Judge Uses Cartoons To Benchslap Jones Day

Law firm tried to pull a fast one on a federal judge. The judge was not amused.

Judge Robert J. Jonker is a saucy one.

He once shot down Thomas M. Cooley Law’s trumped up defamation claims by declaring that the statement that Cooley “‘grossly inflates its graduates’ reported mean salaries’ may not merely be protected hyperbole, but actually substantially true.” Snap.

So it wasn’t a tremendous shock to see Judge Jonker involved when a recent benchslap kicked off with a cartoon.

Is it the funniest cartoon in the world? No. Indeed, it falls into the Ziggy realm of groan-inducing comics. But is it a special kind of embarrassing when a federal judge feels words are not enough to call out your inappropriate behavior and breaks the judiciary’s largely staid approach to put a comic into an opinion? Absolutely.

So what got him so irked?

No party objected to the Court’s jurisdiction.
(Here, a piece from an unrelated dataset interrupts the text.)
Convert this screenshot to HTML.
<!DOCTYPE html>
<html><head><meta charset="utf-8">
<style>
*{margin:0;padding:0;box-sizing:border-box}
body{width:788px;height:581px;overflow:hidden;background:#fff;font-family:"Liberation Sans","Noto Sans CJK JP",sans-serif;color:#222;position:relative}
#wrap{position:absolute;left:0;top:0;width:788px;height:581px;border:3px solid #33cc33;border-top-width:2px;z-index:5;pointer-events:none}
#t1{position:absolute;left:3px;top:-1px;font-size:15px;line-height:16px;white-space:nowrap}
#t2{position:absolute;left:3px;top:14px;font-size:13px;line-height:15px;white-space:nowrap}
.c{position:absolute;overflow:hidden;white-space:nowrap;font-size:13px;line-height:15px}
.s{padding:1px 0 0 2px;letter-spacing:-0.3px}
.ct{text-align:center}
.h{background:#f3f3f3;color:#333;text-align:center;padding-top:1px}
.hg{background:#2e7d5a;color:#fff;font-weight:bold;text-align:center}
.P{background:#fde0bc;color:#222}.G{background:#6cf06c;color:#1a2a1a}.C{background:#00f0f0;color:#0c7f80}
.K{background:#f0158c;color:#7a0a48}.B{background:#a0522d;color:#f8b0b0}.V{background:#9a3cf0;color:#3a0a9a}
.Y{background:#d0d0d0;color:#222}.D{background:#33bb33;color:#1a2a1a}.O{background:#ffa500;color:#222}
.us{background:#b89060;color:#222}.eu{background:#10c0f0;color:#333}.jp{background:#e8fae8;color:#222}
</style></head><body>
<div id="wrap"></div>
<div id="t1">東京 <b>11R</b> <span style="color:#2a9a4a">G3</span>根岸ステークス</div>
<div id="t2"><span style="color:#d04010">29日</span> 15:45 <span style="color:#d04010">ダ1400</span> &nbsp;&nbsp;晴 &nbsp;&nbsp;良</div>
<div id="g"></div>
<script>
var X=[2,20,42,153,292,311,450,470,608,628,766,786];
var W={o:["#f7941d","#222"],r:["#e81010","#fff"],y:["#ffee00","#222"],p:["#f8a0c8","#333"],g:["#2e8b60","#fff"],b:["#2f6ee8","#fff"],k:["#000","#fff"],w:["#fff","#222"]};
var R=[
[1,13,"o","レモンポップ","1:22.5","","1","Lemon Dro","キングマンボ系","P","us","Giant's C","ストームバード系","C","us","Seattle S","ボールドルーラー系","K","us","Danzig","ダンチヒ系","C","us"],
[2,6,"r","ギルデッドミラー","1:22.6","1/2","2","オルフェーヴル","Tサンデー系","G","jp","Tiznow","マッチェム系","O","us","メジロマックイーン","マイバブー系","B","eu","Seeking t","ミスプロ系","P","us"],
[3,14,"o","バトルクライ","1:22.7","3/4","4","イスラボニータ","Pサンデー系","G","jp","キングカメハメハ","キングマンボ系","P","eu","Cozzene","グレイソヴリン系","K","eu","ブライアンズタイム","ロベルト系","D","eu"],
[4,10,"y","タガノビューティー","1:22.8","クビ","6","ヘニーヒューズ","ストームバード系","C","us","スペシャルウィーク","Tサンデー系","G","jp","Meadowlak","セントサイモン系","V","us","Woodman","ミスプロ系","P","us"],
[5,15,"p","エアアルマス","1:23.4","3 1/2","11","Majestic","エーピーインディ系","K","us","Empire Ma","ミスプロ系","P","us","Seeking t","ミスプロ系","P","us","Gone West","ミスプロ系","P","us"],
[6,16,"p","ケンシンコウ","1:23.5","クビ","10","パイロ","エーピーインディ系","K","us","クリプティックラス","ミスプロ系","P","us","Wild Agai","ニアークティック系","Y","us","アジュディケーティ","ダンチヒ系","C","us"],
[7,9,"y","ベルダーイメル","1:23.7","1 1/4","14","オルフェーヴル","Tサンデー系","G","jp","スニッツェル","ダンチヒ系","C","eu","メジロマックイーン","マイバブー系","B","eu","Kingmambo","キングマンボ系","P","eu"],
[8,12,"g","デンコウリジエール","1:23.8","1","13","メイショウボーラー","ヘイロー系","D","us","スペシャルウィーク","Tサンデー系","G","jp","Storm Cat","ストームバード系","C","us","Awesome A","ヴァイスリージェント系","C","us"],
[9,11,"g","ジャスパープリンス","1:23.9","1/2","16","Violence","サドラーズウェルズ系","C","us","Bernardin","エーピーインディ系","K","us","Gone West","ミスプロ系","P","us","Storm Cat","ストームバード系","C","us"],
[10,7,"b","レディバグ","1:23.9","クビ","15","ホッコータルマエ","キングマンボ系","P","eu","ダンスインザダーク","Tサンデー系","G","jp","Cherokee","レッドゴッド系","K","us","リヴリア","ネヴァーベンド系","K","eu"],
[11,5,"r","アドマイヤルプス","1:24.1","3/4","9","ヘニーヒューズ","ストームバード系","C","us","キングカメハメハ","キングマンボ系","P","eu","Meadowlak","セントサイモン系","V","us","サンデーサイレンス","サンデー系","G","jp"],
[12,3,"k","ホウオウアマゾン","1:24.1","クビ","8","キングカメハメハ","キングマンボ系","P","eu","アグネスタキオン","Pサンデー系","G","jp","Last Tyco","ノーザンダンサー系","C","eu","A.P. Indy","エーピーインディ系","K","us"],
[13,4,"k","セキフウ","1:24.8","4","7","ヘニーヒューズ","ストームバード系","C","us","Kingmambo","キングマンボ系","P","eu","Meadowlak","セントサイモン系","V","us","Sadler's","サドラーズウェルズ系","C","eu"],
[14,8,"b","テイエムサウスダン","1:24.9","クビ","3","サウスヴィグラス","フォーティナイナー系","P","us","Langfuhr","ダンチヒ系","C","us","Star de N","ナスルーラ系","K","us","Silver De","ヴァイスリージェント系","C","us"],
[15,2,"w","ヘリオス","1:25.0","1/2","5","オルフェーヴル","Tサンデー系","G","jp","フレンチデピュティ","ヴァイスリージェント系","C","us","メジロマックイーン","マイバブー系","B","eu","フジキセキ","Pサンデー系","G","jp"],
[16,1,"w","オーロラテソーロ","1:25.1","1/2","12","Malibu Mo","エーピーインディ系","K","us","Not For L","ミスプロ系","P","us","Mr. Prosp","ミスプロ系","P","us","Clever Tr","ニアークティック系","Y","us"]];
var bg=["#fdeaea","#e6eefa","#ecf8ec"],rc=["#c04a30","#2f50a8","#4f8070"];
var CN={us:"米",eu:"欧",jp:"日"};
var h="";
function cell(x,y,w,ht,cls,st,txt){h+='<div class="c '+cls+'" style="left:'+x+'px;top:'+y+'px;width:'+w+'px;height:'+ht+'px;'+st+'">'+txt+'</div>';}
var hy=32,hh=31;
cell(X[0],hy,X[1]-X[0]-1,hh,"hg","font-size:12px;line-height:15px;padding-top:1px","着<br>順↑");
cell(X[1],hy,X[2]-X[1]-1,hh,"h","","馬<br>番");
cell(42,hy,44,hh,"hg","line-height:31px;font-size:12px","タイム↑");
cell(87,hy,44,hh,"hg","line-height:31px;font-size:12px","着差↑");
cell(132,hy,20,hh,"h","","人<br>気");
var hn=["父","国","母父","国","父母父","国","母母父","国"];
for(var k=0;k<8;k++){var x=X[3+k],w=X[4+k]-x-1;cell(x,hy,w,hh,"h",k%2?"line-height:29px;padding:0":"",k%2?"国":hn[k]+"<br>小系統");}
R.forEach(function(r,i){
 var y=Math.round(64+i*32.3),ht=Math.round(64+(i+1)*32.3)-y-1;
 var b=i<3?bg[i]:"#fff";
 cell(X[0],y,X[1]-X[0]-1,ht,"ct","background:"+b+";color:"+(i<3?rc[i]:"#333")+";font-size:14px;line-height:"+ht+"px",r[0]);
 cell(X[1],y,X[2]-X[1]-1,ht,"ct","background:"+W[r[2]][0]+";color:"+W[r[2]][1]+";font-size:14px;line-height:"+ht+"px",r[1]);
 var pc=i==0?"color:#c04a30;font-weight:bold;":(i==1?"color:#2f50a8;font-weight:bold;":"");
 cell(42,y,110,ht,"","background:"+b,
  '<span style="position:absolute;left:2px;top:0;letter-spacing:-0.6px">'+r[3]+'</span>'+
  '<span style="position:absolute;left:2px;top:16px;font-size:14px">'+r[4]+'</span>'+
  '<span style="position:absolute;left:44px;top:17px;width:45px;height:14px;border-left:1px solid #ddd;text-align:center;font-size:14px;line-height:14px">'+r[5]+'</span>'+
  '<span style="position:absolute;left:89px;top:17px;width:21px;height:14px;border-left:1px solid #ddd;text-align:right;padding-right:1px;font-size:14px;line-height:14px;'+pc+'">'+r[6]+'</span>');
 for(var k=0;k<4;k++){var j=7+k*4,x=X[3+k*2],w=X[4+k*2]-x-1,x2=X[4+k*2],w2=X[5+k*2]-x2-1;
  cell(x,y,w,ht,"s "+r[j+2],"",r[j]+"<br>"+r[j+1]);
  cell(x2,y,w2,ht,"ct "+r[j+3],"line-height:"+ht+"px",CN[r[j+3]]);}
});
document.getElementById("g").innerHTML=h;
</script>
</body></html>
Imagine the Court’s surprise, then, when it learned via an after hours filing (docket # 374) that on the very same day this Court was meeting with counsel in Michigan, one of parties — Cooper Industries — was filing a motion in New Jersey Superior Court (Essex County) asking the State Judge to enjoin the parties from proceeding with the litigation here in Federal Court! And more than that, the very same lawyer whose name appeared on the motion papers in New Jersey — Michael H. Ginsberg of Jones Day (Pittsburgh Office) — was actually present in Court in Michigan discussing case scheduling issues and other logistics related to handling the case in Michigan. Yet Mr. Ginsberg did not mention or even hint that he was planning to file a motion in New Jersey Superior Court to enjoin the parties from proceeding here in Michigan.
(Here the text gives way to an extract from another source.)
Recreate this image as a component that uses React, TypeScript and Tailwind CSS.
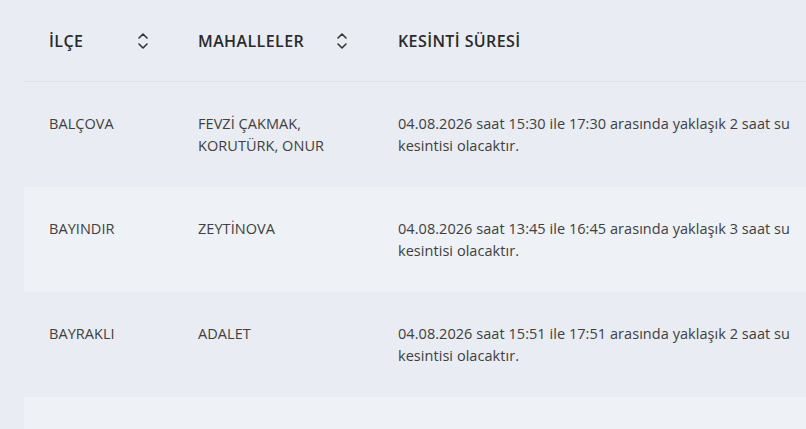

Oh Jones Day! Maybe they’re hiring all those Supreme Court clerks so there’s a lot of people around with multiple years of clerking experience to explain how devastating it is to try to pull a fast one on a judge.

Sponsored

And it’s not like this tactic even makes sense. Judge Jonker spends the next several paragraphs explaining basic civil procedure and how state courts can’t generally enjoin federal courts, no matter how covertly you file that motion. Sure, you can request one or the other court hold off, but as Judge Jonker notes there’s a gulf between asking a court to “stay its own hand” and trying to make an end run around a federal judge.
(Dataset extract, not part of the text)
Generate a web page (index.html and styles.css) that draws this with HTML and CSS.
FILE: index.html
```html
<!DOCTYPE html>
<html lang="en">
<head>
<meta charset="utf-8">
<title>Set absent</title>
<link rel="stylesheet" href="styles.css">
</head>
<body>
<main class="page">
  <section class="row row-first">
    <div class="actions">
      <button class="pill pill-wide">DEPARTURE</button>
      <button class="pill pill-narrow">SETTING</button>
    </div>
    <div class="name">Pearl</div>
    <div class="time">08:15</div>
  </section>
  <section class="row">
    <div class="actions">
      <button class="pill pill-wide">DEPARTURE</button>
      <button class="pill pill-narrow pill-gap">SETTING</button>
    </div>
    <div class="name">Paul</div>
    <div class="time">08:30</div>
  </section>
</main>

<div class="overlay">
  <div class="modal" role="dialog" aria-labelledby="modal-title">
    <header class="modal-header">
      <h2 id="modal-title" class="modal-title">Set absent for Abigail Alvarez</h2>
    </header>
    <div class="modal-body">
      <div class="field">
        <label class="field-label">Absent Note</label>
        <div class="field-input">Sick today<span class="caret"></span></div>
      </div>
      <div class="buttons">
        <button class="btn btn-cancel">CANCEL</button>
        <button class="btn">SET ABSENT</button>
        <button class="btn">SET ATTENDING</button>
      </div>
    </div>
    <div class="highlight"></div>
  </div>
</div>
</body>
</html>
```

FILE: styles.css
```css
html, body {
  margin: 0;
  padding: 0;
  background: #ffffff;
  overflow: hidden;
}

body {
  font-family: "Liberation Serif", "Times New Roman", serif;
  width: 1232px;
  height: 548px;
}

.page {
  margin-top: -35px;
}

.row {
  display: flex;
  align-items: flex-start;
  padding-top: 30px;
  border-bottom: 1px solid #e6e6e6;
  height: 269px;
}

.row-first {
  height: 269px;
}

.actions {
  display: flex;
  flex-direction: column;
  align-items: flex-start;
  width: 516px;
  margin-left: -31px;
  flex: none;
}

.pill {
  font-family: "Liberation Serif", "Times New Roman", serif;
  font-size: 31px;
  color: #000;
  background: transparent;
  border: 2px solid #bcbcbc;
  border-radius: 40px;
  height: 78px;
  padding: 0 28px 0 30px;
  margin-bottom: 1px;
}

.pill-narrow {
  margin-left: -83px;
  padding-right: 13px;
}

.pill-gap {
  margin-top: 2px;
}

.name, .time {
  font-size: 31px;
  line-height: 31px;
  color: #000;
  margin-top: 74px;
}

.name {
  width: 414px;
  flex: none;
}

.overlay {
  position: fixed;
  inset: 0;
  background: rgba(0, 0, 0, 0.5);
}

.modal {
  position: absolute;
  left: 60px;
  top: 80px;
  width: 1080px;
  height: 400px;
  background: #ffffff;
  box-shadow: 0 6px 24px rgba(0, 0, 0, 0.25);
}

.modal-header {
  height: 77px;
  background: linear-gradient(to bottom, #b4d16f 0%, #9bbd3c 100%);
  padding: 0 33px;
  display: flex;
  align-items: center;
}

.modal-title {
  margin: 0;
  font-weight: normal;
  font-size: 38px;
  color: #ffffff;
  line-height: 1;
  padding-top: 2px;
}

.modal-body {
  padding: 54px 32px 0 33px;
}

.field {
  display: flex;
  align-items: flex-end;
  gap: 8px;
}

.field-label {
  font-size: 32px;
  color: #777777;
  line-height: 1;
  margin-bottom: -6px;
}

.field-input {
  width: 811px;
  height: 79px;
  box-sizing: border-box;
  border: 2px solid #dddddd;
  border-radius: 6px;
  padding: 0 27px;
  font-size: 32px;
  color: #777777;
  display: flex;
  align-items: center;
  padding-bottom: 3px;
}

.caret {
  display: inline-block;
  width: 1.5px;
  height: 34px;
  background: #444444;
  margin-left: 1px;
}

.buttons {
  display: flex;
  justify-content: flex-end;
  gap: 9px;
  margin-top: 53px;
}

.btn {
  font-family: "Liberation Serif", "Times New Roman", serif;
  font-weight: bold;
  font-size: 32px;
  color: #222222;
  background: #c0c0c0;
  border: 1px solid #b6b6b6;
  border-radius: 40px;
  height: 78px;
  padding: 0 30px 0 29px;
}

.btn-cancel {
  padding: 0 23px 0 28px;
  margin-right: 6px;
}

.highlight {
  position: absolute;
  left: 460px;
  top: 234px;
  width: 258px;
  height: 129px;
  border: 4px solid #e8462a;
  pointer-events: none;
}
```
More than that, at least in the Western District of Michigan, this kind of behavior by counsel would — barring some explanation — likely fall below the expected standard of practice for candor with the Court and the other parties. Of course, there may be explanations or circumstances of which the Court is unaware. Maybe it really was something the Court said. Or maybe there is some other misunderstanding. But at a minimum, prompt explanation is needed.

Yikes.

Jones Day had better have a really good answer. I don’t think Jones Day’s standard practice of throwing a hissy fit is going to satisfy Judge Jonker.